L’arrivo delle tv private a Torino segnò una vera rivoluzione nei costumi e nelle abitudini. Un’avventura terminata troppo presto, ricordata oggi da uno dei protagonisti.
Di Riccardo Humbert
Dietro allo scalpore dello spogliarello delle casalinghe – grande pubblicità per le tv private di allora e che oggi costituirebbe una sorta di avanspettacolo da oratorio – si muoveva una pletora di maghi tranvieri, di veggenti che rimestavano nel mondo «eso e terico» e di interpreti delle quartine di Nostradamus. Ma cresceva anche il germe della futura televisione italiana, di quella televisione che con più mezzi e più denaro avrebbe semplicemente sviluppato e portato a compimento quello che le tv locali avevano già intuito.
Su tutti i canali
Il panorama torinese dell’emittenza locale era fortemente specializzato: c’era la tv che si occupava esclusivamente di informazione (Videogruppo), quelle che prediligevano l’intrattenimento (GRP, Tele Torino), quella più indirizzata verso la cultura piemontese (Telestudio) o levantina (Tele Manila).
Piero Chiambretti intratteneva le massaie direttamente in via Leinì informandole di una prossima eruzione del Vesuvio mentre Alba Parietti sgambettava con i cavalli in collegamento con Vinovo. E se Maria Teresa Ruta entrava a GRP grazie al babbo che lavorava in banca, la canavesana Ramona Dell’Abate duettava con Diego Novelli (sindaco di Torino) a Videogruppo.
Telecamere bollenti
La città viveva i suoi anni di piombo, le calibro 38 seminavano il panico e alla sera la popolazione guardava quelle macchie in bianco e nero immerse in una neve catodica che lasciava più immaginare che vedere. Nell’autunno del 1977 la vendita di antenne a larga banda toccò il suo picco. Gli antennisti dovettero ordinarle a Milano e a Genova: andava in onda Spogliamoci insieme, più conosciuto come «lo spogliarello delle casalinghe».
Torino contava quasi un milione e duecentomila abitanti e sui tetti della città iniziarono a fiorire antenne come cactus puntati verso la collina.
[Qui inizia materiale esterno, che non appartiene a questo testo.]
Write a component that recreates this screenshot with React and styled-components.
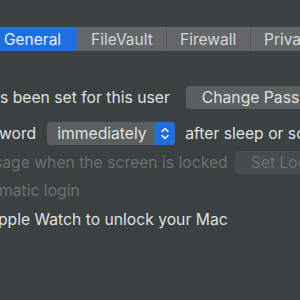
import React from 'react';
import styled, {createGlobalStyle} from 'styled-components';

const Global = createGlobalStyle`
  html, body {
    margin: 0;
    padding: 0;
    background: #3b4040;
  }
  body {
    font-family: Inter, "Noto Sans", "Liberation Sans", sans-serif;
    -webkit-font-smoothing: antialiased;
  }
`;

const Page = styled.div`
  width: 300px;
  height: 300px;
  overflow: hidden;
  background: #3b4040;
  color: #dfe1e1;
  font-size: 15.7px;
`;

const TabBar = styled.div`
  display: flex;
  margin-top: 27px;
  height: 24px;
  width: 340px;
  background: #626666;
`;

const Tab = styled.div`
  display: flex;
  align-items: center;
  flex-shrink: 0;
  width: ${props => props.w}px;
  padding-left: ${props => props.pad}px;
  box-sizing: border-box;
  background: ${props => props.active ? '#1e6fe0' : '#636767'};
  border-right: 1px solid ${props => props.active ? '#1e6fe0' : '#545858'};
  color: ${props => props.active ? '#e8f0ff' : '#d4d6d6'};
  font-size: 15.5px;
  white-space: nowrap;
`;

const Rows = styled.div`
  display: flex;
  flex-direction: column;
`;

const Row = styled.div`
  display: flex;
  align-items: center;
  height: 24px;
  margin-top: ${props => props.top}px;
  margin-left: ${props => props.shift || 0}px;
  white-space: nowrap;
  color: ${props => props.disabled ? '#6c7070' : '#dfe1e1'};
`;

const Button = styled.div`
  display: flex;
  align-items: center;
  flex-shrink: 0;
  height: 23px;
  margin-left: ${props => props.gap}px;
  padding: 0 16px;
  border-radius: 4px;
  background: ${props => props.disabled ? '#474b4b' : '#5b5f5f'};
  color: ${props => props.disabled ? '#6c7070' : '#dfe1e1'};
`;

const Popup = styled.div`
  display: flex;
  align-items: center;
  flex-shrink: 0;
  height: 23px;
  width: 128px;
  margin-left: 11px;
  margin-right: 10px;
  border-radius: 4px;
  background: #5b5f5f;
  overflow: hidden;
`;

const PopupLabel = styled.span`
  flex: 1;
  padding-left: 10px;
`;

const Stepper = styled.div`
  display: flex;
  align-items: center;
  justify-content: center;
  width: 20px;
  height: 100%;
  background: #1e6fe0;
`;

const Chevrons = () => (
  <svg width="10" height="15" viewBox="0 0 10 15" fill="none" stroke="#f2f6ff" strokeWidth="1.6" strokeLinecap="round" strokeLinejoin="round">
    <path d="M2 5.5 L5 2.5 L8 5.5" />
    <path d="M2 9.5 L5 12.5 L8 9.5" />
  </svg>
);

export default function App() {
  return (
    <Page>
      <Global />
      <TabBar>
        <Tab active w={77} pad={4}>General</Tab>
        <Tab w={90} pad={14}>FileVault</Tab>
        <Tab w={84} pad={13}>Firewall</Tab>
        <Tab w={89} pad={13}>Privacy</Tab>
      </TabBar>
      <Rows>
        <Row top={34}>
          s been set for this user
          <Button gap={16}>Change Password…</Button>
        </Row>
        <Row top={12} shift={-1}>
          word
          <Popup>
            <PopupLabel>immediately</PopupLabel>
            <Stepper><Chevrons /></Stepper>
          </Popup>
          after sleep or screen saver begins
        </Row>
        <Row top={5} shift={-6} disabled>
          sage when the screen is locked
          <Button gap={7} disabled>Set Lock Message…</Button>
        </Row>
        <Row top={4} shift={-1} disabled>
          matic login
        </Row>
        <Row top={5} shift={-2}>
          pple Watch to unlock your Mac
        </Row>
      </Rows>
    </Page>
  );
}
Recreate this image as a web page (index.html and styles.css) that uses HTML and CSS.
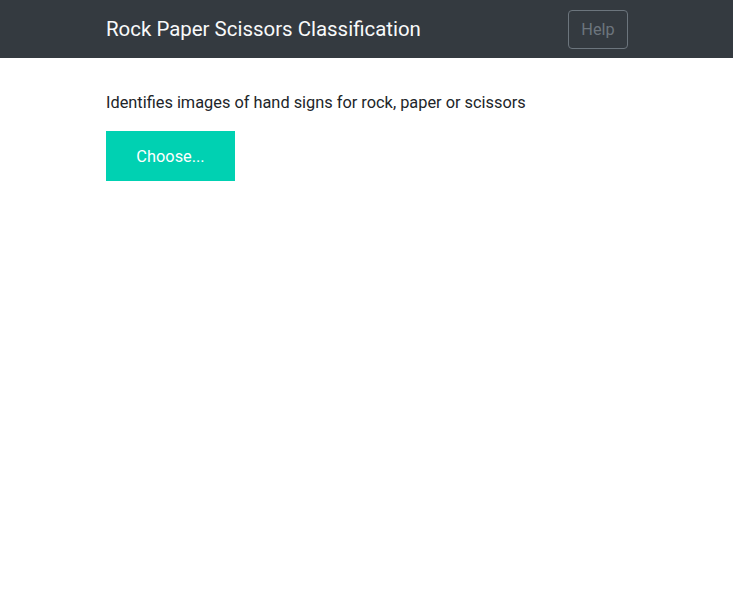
FILE: index.html
```html
<!DOCTYPE html>
<html>
<head>
<meta charset="utf-8">
<link rel="stylesheet" href="styles.css">
</head>
<body>
<header class="navbar">
  <div class="container nav-inner">
    <span class="brand">Rock Paper Scissors Classification</span>
    <button class="help-btn">Help</button>
  </div>
</header>
<main class="container content">
  <p class="lead">Identifies images of hand signs for rock, paper or scissors</p>
  <button class="choose-btn">Choose...</button>
</main>
</body>
</html>
```
FILE: styles.css
```css
html, body {
  margin: 0;
  padding: 0;
  background: #ffffff;
  font-family: Roboto, "Liberation Sans", sans-serif;
  color: #212529;
}
.container {
  width: 521px;
  margin: 0 auto;
}
.navbar {
  background: #343a40;
  height: 58px;
}
.nav-inner {
  height: 58px;
  display: flex;
  align-items: center;
  justify-content: space-between;
}
.brand {
  color: #f8f9fa;
  font-size: 20.45px;
  line-height: 24px;
}
.help-btn {
  width: 60px;
  height: 39px;
  box-sizing: border-box;
  background: transparent;
  border: 1px solid #6c757d;
  border-radius: 4px;
  color: #6c757d;
  font-family: inherit;
  font-size: 16.3px;
  padding: 0;
  margin-right: -1px;
}
.content {
  padding-top: 34px;
}
.lead {
  margin: 0;
  font-size: 16.35px;
  line-height: 22px;
}
.choose-btn {
  margin-top: 17px;
  width: 129px;
  height: 50px;
  background: #00d1b2;
  border: none;
  border-radius: 0;
  color: #ffffff;
  font-family: inherit;
  font-size: 16.35px;
  padding: 0;
  display: block;
}
```
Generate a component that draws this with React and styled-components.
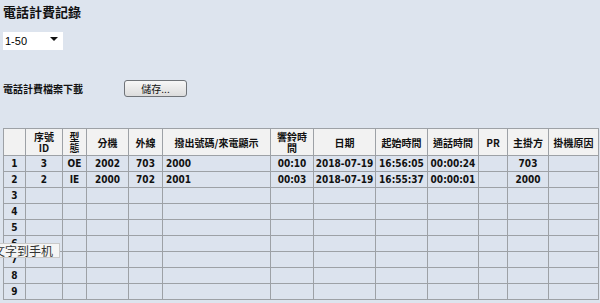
import React from 'react';
import styled, { createGlobalStyle } from 'styled-components';

const GlobalStyle = createGlobalStyle`
  html, body {
    margin: 0;
    padding: 0;
    background: #dde4ee;
    overflow: hidden;
  }
`;

const Page = styled.div`
  position: relative;
  width: 600px;
  height: 303px;
  padding: 3px 0 0 3px;
  box-sizing: border-box;
  background: #dde4ee;
  font-family: 'DejaVu Sans', 'Noto Sans CJK TC', sans-serif;
  color: #111;
`;

const Title = styled.h1`
  margin: 0;
  height: 18px;
  font-family: 'Noto Sans CJK TC', sans-serif;
  font-size: 13px;
  font-weight: 700;
  line-height: 18px;
`;

const SelectWrap = styled.div`
  position: relative;
  width: 60px;
  height: 18px;
  margin-top: 9px;
  &::after {
    content: '';
    position: absolute;
    right: 5px;
    top: 7px;
    border-left: 4px solid transparent;
    border-right: 4px solid transparent;
    border-top: 4px solid #111;
    pointer-events: none;
  }
`;

const RangeSelect = styled.select`
  appearance: none;
  width: 100%;
  height: 100%;
  border: none;
  outline: none;
  background: #fff;
  padding: 0 0 0 2px;
  font-family: 'Liberation Sans', Arial, sans-serif;
  font-size: 11px;
  color: #000;
`;

const DownloadRow = styled.div`
  display: flex;
  align-items: center;
  height: 17px;
  margin-top: 32px;
`;

const DownloadLabel = styled.span`
  width: 121px;
  font-family: 'Noto Sans CJK TC', sans-serif;
  font-size: 10px;
  font-weight: 700;
`;

const SaveButton = styled.button`
  width: 63px;
  height: 17px;
  padding: 0;
  border: 1px solid #6f7378;
  border-radius: 3px;
  background: linear-gradient(#f7f7f7, #dcdcdc);
  font-family: 'Noto Sans CJK TC', sans-serif;
  font-size: 10px;
  line-height: 14px;
  color: #111;
`;

const Grid = styled.table`
  margin-top: 31px;
  width: 595px;
  border-collapse: collapse;
  table-layout: fixed;
`;

const HeadCell = styled.th`
  height: 26px;
  padding: 0;
  border: 1px solid #9da1a6;
  background: #f2f2f2;
  font-family: 'Noto Sans CJK TC', sans-serif;
  font-size: 10px;
  font-weight: 700;
  line-height: 11px;
  text-align: center;
  color: #111;
`;

const Cell = styled.td`
  height: 15px;
  padding: 0 ${p => (p.$align === 'left' ? '3px' : '0')};
  border: 1px solid #9da1a6;
  background: #dce3ee;
  font-family: 'DejaVu Sans Condensed', 'DejaVu Sans', sans-serif;
  font-size: 10px;
  font-weight: 700;
  line-height: 14px;
  text-align: ${p => p.$align || 'center'};
  white-space: nowrap;
  overflow: hidden;
  color: #111;
`;

const Tooltip = styled.div`
  position: absolute;
  left: -10px;
  top: 243px;
  width: 70px;
  height: 15px;
  padding-left: 2px;
  box-sizing: border-box;
  border: 1px solid #c9c9c9;
  background: #f5f5f5;
  font-family: 'Noto Sans CJK SC', sans-serif;
  font-size: 12px;
  line-height: 13px;
  color: #333;
`;

const widths = [22, 37, 24, 42, 34, 108, 43, 62, 52, 51, 29, 41, 50];

const headers = [
  '',
  <>序號<br />ID</>,
  <>型<br />態</>,
  '分機',
  '外線',
  '撥出號碼/來電顯示',
  <>響鈴時<br />間</>,
  '日期',
  '起始時間',
  '通話時間',
  'PR',
  '主掛方',
  '掛機原因',
];

const records = [
  ['3', 'OE', '2002', '703', '2000', '00:10', '2018-07-19', '16:56:05', '00:00:24', '', '703', ''],
  ['2', 'IE', '2000', '702', '2001', '00:03', '2018-07-19', '16:55:37', '00:00:01', '', '2000', ''],
];

const App = () => {
  const rows = Array.from({ length: 9 }, (_, i) => records[i] || Array(12).fill(''));

  return (
    <Page>
      <GlobalStyle />
      <Title>電話計費記錄</Title>
      <SelectWrap>
        <RangeSelect defaultValue="1-50">
          <option>1-50</option>
        </RangeSelect>
      </SelectWrap>
      <DownloadRow>
        <DownloadLabel>電話計費檔案下載</DownloadLabel>
        <SaveButton>儲存...</SaveButton>
      </DownloadRow>
      <Grid>
        <colgroup>
          {widths.map((w, i) => <col key={i} style={{ width: w }} />)}
        </colgroup>
        <thead>
          <tr>
            {headers.map((h, i) => <HeadCell key={i}>{h}</HeadCell>)}
          </tr>
        </thead>
        <tbody>
          {rows.map((r, i) => (
            <tr key={i}>
              <Cell>{i + 1}</Cell>
              {r.map((v, j) => (
                <Cell key={j} $align={j === 4 ? 'left' : 'center'}>{v}</Cell>
              ))}
            </tr>
          ))}
        </tbody>
      </Grid>
      <Tooltip>文字到手机</Tooltip>
    </Page>
  );
};

export default App;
Una nota marca automobilistica inviò una lettera alla direzione di Tele Torino International pregando i responsabili di annullare la replica della domenica sera perché gli operai del primo turno di lunedì arrivavano in ritardo.
Cose dell’altro mondo
Il mito della Torino magica si arricchì di un ulteriore elemento ammantato di mistero: gli avvistamenti di UFO che avvenivano prevalentemente sulle pendici del Monte Musiné, situato ai piedi della Val di Susa. Ecco che ogni redazione aveva il suo ufologo di turno che, in competizione con i colleghi delle altre emittenti, a ogni puntata esordiva con una nuova rivelazione. Si arrivò anche a individuare il comandante della flotta interstellare insediata sul Musiné: si chiamava Itachar. Era alto, biondo con gli occhi azzurri e mangiava solo pastiglie Leone.
A proposito, la parte del suddetto felino la facevano i telegiornali. È vero che spesso si trattava di un’informazione da ciclostilato scolastico, ma era entusiasmante ascoltare notizie che parlavano di Torino, del Piemonte e non del «Grande Raccordo Anulare». L’avventura finì negli anni Ottanta con un’invasione lombarda che spazzò via antenne, studi ed entusiasmi. I pionieri della tv locale avevano terminato la loro corsa.